TASK TO CARRY OUT >> Copy each line of the entries that contains the word "code".

================

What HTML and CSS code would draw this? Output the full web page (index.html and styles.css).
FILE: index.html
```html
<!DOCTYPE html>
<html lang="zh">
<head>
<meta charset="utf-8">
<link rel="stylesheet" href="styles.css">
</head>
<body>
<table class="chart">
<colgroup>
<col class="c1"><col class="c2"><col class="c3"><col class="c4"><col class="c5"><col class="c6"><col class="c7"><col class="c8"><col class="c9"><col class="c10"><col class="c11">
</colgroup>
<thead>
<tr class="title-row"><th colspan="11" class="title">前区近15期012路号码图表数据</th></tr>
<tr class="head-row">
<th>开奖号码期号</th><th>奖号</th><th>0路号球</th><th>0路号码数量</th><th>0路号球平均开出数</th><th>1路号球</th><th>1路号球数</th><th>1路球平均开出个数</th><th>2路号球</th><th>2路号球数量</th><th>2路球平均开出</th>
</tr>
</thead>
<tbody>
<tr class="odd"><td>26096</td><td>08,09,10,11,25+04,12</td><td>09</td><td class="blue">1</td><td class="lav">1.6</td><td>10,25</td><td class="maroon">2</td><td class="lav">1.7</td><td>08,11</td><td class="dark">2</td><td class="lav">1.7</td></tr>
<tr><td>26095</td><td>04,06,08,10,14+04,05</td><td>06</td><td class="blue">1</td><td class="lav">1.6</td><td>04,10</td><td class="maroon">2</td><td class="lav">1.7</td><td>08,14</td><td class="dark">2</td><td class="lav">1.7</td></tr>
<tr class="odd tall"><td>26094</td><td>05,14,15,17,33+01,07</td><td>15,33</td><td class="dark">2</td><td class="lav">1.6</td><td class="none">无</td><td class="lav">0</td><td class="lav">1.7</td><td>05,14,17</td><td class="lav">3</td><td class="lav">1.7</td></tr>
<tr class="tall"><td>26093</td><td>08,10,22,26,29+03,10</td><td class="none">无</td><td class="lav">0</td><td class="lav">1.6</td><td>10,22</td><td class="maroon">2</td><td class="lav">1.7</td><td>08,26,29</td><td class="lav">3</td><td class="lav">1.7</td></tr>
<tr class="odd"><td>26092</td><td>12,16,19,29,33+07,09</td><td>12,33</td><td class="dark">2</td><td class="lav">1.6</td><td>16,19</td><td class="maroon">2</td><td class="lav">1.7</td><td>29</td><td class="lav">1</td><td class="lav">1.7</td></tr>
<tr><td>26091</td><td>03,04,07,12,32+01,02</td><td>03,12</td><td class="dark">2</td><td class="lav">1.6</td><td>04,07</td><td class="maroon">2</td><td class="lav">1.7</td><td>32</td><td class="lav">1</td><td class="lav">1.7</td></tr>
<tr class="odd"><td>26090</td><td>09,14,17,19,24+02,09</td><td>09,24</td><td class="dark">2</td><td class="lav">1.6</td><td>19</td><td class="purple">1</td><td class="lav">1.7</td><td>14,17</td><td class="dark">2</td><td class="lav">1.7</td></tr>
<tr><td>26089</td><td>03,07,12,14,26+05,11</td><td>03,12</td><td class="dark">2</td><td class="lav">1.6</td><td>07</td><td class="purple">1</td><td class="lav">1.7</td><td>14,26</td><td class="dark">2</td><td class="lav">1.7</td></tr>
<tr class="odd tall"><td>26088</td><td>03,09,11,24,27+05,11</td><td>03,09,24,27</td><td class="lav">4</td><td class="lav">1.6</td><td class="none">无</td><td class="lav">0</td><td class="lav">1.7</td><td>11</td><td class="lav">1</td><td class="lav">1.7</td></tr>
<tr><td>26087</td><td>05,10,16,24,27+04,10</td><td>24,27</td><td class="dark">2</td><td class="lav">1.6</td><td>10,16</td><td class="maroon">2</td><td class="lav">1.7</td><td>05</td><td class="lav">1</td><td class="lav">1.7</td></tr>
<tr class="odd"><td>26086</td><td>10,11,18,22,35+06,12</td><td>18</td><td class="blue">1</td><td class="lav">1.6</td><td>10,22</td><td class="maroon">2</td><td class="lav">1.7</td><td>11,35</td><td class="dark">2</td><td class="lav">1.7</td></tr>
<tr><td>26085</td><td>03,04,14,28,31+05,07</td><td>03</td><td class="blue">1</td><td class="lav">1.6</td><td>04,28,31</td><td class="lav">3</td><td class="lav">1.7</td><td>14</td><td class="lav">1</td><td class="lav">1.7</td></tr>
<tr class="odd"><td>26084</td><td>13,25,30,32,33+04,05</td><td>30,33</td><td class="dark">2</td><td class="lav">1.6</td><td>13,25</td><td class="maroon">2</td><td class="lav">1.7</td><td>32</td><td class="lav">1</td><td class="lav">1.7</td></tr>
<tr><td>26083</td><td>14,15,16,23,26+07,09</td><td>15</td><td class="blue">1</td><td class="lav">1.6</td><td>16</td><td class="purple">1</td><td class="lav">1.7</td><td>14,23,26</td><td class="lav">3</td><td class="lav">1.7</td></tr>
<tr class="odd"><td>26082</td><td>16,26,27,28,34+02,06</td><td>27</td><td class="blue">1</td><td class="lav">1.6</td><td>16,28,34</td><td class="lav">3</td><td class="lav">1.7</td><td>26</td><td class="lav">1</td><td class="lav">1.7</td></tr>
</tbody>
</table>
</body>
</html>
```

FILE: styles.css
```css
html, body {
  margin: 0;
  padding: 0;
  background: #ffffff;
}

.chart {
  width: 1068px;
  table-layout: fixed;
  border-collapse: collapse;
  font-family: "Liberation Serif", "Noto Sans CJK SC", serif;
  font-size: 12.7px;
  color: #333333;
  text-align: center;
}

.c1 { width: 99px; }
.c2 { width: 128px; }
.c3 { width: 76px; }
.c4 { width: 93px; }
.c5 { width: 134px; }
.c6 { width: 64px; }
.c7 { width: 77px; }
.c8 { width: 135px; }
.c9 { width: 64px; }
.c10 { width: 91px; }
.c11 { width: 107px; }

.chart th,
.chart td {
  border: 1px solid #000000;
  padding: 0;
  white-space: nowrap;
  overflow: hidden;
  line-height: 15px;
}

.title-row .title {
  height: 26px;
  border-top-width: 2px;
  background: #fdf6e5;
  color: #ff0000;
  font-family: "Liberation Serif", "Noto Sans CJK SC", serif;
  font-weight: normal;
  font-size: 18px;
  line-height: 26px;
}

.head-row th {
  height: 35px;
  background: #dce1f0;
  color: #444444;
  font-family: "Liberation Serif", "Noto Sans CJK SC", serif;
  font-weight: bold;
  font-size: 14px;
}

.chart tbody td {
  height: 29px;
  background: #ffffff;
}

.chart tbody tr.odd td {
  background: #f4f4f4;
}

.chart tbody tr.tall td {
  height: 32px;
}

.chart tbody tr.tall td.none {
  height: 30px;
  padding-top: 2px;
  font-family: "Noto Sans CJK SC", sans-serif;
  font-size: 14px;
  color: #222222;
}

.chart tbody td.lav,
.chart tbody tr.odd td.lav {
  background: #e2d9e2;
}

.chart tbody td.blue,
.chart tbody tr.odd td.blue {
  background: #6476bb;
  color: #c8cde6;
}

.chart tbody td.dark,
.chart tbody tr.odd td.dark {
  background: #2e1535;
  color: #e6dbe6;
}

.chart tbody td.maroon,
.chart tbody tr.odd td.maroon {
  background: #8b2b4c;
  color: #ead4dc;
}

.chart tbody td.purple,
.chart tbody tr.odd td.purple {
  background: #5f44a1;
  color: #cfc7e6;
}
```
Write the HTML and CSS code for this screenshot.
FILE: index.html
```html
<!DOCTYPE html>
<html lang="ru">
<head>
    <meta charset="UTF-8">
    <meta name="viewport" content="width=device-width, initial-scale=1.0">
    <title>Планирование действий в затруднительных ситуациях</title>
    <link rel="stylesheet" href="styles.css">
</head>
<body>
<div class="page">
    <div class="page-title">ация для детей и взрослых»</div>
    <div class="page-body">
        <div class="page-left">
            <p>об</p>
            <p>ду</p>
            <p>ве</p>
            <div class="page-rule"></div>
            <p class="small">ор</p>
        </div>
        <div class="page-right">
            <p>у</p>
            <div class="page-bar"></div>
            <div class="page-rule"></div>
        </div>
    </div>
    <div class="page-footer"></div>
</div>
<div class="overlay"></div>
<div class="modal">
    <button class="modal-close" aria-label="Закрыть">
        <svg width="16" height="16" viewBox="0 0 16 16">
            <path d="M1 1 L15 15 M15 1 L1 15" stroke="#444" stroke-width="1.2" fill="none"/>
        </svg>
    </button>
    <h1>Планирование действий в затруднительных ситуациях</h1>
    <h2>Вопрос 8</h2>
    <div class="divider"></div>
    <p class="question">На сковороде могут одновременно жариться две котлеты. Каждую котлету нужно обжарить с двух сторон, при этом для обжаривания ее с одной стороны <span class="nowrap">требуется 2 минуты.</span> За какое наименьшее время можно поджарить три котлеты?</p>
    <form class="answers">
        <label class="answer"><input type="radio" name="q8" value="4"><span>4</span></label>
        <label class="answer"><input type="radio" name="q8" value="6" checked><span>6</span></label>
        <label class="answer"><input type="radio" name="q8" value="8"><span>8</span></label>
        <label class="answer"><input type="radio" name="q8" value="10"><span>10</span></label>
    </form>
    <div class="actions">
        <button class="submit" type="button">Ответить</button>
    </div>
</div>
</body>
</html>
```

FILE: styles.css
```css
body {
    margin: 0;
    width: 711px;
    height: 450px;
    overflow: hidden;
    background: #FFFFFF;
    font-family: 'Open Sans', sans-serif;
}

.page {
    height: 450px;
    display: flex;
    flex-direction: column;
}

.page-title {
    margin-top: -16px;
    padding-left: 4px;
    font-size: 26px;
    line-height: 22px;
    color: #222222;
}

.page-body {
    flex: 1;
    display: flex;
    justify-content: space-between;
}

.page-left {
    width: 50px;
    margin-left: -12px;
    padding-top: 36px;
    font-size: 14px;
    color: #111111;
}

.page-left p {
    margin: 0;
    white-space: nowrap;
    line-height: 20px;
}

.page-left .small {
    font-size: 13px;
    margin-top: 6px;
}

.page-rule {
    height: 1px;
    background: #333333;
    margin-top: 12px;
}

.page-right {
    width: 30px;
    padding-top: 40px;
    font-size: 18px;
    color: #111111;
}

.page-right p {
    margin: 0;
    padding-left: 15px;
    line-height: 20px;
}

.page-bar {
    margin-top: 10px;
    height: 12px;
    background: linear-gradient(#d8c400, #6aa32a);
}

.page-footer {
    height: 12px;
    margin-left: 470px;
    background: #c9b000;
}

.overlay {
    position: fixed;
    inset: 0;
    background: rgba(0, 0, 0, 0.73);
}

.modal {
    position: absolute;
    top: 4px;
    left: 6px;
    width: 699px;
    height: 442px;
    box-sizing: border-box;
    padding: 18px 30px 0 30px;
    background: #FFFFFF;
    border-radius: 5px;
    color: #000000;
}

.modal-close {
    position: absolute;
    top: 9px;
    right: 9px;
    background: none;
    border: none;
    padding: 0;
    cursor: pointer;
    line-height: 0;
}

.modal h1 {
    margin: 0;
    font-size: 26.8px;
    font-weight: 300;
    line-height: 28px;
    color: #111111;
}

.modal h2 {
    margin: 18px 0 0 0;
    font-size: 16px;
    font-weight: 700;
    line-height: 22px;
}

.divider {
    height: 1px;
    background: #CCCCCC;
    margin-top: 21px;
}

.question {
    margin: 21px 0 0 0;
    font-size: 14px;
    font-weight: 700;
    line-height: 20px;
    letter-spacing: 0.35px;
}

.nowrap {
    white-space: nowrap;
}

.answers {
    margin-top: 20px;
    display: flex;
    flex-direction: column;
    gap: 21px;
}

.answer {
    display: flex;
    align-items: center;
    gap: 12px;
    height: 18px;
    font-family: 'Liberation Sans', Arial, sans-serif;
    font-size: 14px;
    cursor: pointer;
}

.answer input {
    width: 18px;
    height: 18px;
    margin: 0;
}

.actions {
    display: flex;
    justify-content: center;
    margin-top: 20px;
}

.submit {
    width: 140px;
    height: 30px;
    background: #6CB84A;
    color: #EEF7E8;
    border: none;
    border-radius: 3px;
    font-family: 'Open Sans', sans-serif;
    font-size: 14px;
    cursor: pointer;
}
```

================

SOLUTION FOR THIS TASK >>
What HTML and CSS code would draw this? Output the full web page (index.html and styles.css).
Write the HTML and CSS code for this screenshot.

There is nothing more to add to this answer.